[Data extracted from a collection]
━━━━━━

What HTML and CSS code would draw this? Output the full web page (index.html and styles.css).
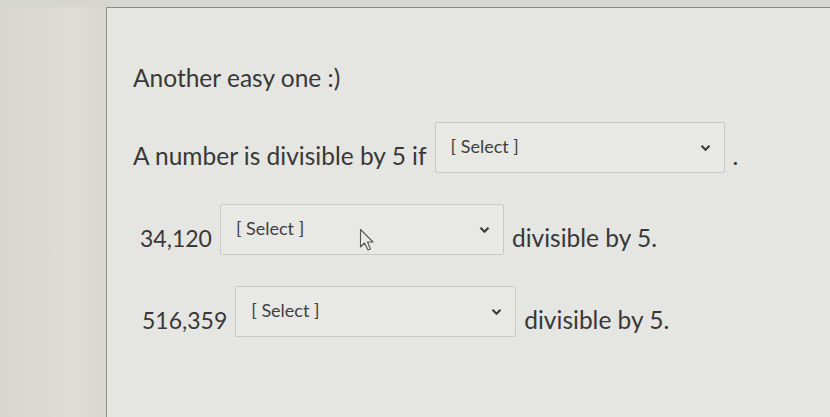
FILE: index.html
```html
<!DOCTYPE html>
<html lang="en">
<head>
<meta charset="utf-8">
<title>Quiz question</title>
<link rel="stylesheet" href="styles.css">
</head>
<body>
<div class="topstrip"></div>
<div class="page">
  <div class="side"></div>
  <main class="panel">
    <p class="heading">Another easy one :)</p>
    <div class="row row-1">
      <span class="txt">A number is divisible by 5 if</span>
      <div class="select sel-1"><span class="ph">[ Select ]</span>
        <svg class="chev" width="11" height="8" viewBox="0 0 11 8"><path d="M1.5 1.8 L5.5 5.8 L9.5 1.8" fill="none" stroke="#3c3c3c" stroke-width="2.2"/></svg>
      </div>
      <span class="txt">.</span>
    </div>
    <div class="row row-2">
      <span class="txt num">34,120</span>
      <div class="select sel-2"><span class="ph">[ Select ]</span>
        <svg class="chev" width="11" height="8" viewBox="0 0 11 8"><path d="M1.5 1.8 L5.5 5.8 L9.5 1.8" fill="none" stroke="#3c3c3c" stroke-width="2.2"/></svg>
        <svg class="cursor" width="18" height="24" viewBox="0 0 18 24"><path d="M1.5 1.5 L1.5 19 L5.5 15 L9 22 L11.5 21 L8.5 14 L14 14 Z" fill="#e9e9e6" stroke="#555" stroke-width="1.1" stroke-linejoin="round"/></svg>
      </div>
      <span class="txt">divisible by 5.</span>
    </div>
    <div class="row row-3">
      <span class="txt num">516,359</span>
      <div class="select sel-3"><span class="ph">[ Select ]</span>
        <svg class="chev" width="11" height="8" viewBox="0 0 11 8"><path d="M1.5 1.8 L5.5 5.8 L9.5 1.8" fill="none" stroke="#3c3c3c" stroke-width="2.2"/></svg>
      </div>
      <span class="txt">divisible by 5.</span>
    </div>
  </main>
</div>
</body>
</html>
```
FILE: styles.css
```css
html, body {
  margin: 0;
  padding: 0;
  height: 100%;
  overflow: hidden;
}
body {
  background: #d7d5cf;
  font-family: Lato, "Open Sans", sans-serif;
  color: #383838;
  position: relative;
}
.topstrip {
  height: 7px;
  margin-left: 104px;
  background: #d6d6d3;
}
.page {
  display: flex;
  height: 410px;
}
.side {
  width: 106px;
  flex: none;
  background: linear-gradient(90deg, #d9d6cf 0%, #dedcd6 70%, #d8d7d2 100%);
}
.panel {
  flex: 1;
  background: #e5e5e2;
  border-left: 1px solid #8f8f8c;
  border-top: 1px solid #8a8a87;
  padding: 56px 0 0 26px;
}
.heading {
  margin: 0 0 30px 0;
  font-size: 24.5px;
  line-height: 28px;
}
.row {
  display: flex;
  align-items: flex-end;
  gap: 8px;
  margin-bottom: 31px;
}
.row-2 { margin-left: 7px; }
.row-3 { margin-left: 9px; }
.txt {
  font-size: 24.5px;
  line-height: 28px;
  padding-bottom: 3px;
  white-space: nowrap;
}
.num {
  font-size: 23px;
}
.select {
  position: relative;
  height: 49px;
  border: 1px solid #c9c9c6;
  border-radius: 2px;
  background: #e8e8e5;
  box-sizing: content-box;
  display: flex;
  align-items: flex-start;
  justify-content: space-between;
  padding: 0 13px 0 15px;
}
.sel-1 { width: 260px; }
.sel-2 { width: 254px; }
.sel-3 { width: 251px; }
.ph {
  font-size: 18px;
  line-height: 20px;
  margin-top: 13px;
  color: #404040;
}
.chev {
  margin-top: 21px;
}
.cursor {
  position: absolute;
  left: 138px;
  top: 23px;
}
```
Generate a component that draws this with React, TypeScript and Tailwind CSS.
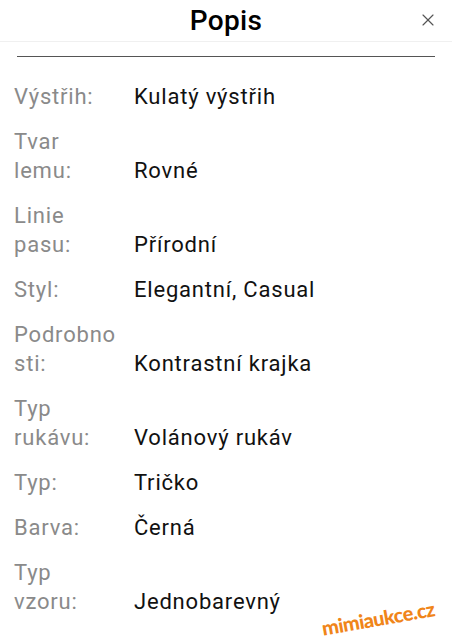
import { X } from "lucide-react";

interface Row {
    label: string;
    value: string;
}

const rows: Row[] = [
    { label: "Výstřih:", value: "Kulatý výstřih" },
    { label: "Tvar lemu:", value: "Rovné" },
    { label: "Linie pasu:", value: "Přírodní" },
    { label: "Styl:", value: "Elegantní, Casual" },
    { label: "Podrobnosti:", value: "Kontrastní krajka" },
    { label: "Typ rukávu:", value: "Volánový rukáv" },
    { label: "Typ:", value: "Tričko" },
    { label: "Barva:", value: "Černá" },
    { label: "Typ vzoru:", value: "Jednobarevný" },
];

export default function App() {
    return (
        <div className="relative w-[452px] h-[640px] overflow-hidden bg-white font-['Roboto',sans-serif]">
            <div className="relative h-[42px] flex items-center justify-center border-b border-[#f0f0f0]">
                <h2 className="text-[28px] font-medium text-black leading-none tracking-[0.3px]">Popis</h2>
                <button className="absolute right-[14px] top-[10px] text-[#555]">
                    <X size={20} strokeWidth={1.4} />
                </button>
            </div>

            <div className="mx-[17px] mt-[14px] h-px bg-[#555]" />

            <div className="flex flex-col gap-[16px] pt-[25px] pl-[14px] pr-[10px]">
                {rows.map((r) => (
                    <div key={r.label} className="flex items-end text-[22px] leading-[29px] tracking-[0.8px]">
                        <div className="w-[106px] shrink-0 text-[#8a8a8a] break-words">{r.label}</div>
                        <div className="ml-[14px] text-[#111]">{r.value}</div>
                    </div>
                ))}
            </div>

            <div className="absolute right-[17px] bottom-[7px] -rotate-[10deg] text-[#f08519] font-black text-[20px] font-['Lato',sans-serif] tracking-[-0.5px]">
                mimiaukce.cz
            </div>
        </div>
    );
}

━━━━━━

Transcribe the material as is, with images omitted.

# [Written response]
What HTML and CSS code would draw this? Output the full web page (index.html and styles.css).
FILE: index.html
```html
<!DOCTYPE html>
<html lang="en">
<head>
<meta charset="utf-8">
<title>Quiz question</title>
<link rel="stylesheet" href="styles.css">
</head>
<body>
<div class="topstrip"></div>
<div class="page">
  <div class="side"></div>
  <main class="panel">
    <p class="heading">Another easy one :)</p>
    <div class="row row-1">
      <span class="txt">A number is divisible by 5 if</span>
      <div class="select sel-1"><span class="ph">[ Select ]</span>
        <svg class="chev" width="11" height="8" viewBox="0 0 11 8"><path d="M1.5 1.8 L5.5 5.8 L9.5 1.8" fill="none" stroke="#3c3c3c" stroke-width="2.2"/></svg>
      </div>
      <span class="txt">.</span>
    </div>
    <div class="row row-2">
      <span class="txt num">34,120</span>
      <div class="select sel-2"><span class="ph">[ Select ]</span>
        <svg class="chev" width="11" height="8" viewBox="0 0 11 8"><path d="M1.5 1.8 L5.5 5.8 L9.5 1.8" fill="none" stroke="#3c3c3c" stroke-width="2.2"/></svg>
        <svg class="cursor" width="18" height="24" viewBox="0 0 18 24"><path d="M1.5 1.5 L1.5 19 L5.5 15 L9 22 L11.5 21 L8.5 14 L14 14 Z" fill="#e9e9e6" stroke="#555" stroke-width="1.1" stroke-linejoin="round"/></svg>
      </div>
      <span class="txt">divisible by 5.</span>
    </div>
    <div class="row row-3">
      <span class="txt num">516,359</span>
      <div class="select sel-3"><span class="ph">[ Select ]</span>
        <svg class="chev" width="11" height="8" viewBox="0 0 11 8"><path d="M1.5 1.8 L5.5 5.8 L9.5 1.8" fill="none" stroke="#3c3c3c" stroke-width="2.2"/></svg>
      </div>
      <span class="txt">divisible by 5.</span>
    </div>
  </main>
</div>
</body>
</html>
```
FILE: styles.css
```css
html, body {
  margin: 0;
  padding: 0;
  height: 100%;
  overflow: hidden;
}
body {
  background: #d7d5cf;
  font-family: Lato, "Open Sans", sans-serif;
  color: #383838;
  position: relative;
}
.topstrip {
  height: 7px;
  margin-left: 104px;
  background: #d6d6d3;
}
.page {
  display: flex;
  height: 410px;
}
.side {
  width: 106px;
  flex: none;
  background: linear-gradient(90deg, #d9d6cf 0%, #dedcd6 70%, #d8d7d2 100%);
}
.panel {
  flex: 1;
  background: #e5e5e2;
  border-left: 1px solid #8f8f8c;
  border-top: 1px solid #8a8a87;
  padding: 56px 0 0 26px;
}
.heading {
  margin: 0 0 30px 0;
  font-size: 24.5px;
  line-height: 28px;
}
.row {
  display: flex;
  align-items: flex-end;
  gap: 8px;
  margin-bottom: 31px;
}
.row-2 { margin-left: 7px; }
.row-3 { margin-left: 9px; }
.txt {
  font-size: 24.5px;
  line-height: 28px;
  padding-bottom: 3px;
  white-space: nowrap;
}
.num {
  font-size: 23px;
}
.select {
  position: relative;
  height: 49px;
  border: 1px solid #c9c9c6;
  border-radius: 2px;
  background: #e8e8e5;
  box-sizing: content-box;
  display: flex;
  align-items: flex-start;
  justify-content: space-between;
  padding: 0 13px 0 15px;
}
.sel-1 { width: 260px; }
.sel-2 { width: 254px; }
.sel-3 { width: 251px; }
.ph {
  font-size: 18px;
  line-height: 20px;
  margin-top: 13px;
  color: #404040;
}
.chev {
  margin-top: 21px;
}
.cursor {
  position: absolute;
  left: 138px;
  top: 23px;
}
```
Generate a component that draws this with React, TypeScript and Tailwind CSS.
import { X } from "lucide-react";

interface Row {
    label: string;
    value: string;
}

const rows: Row[] = [
    { label: "Výstřih:", value: "Kulatý výstřih" },
    { label: "Tvar lemu:", value: "Rovné" },
    { label: "Linie pasu:", value: "Přírodní" },
    { label: "Styl:", value: "Elegantní, Casual" },
    { label: "Podrobnosti:", value: "Kontrastní krajka" },
    { label: "Typ rukávu:", value: "Volánový rukáv" },
    { label: "Typ:", value: "Tričko" },
    { label: "Barva:", value: "Černá" },
    { label: "Typ vzoru:", value: "Jednobarevný" },
];

export default function App() {
    return (
        <div className="relative w-[452px] h-[640px] overflow-hidden bg-white font-['Roboto',sans-serif]">
            <div className="relative h-[42px] flex items-center justify-center border-b border-[#f0f0f0]">
                <h2 className="text-[28px] font-medium text-black leading-none tracking-[0.3px]">Popis</h2>
                <button className="absolute right-[14px] top-[10px] text-[#555]">
                    <X size={20} strokeWidth={1.4} />
                </button>
            </div>

            <div className="mx-[17px] mt-[14px] h-px bg-[#555]" />

            <div className="flex flex-col gap-[16px] pt-[25px] pl-[14px] pr-[10px]">
                {rows.map((r) => (
                    <div key={r.label} className="flex items-end text-[22px] leading-[29px] tracking-[0.8px]">
                        <div className="w-[106px] shrink-0 text-[#8a8a8a] break-words">{r.label}</div>
                        <div className="ml-[14px] text-[#111]">{r.value}</div>
                    </div>
                ))}
            </div>

            <div className="absolute right-[17px] bottom-[7px] -rotate-[10deg] text-[#f08519] font-black text-[20px] font-['Lato',sans-serif] tracking-[-0.5px]">
                mimiaukce.cz
            </div>
        </div>
    );
}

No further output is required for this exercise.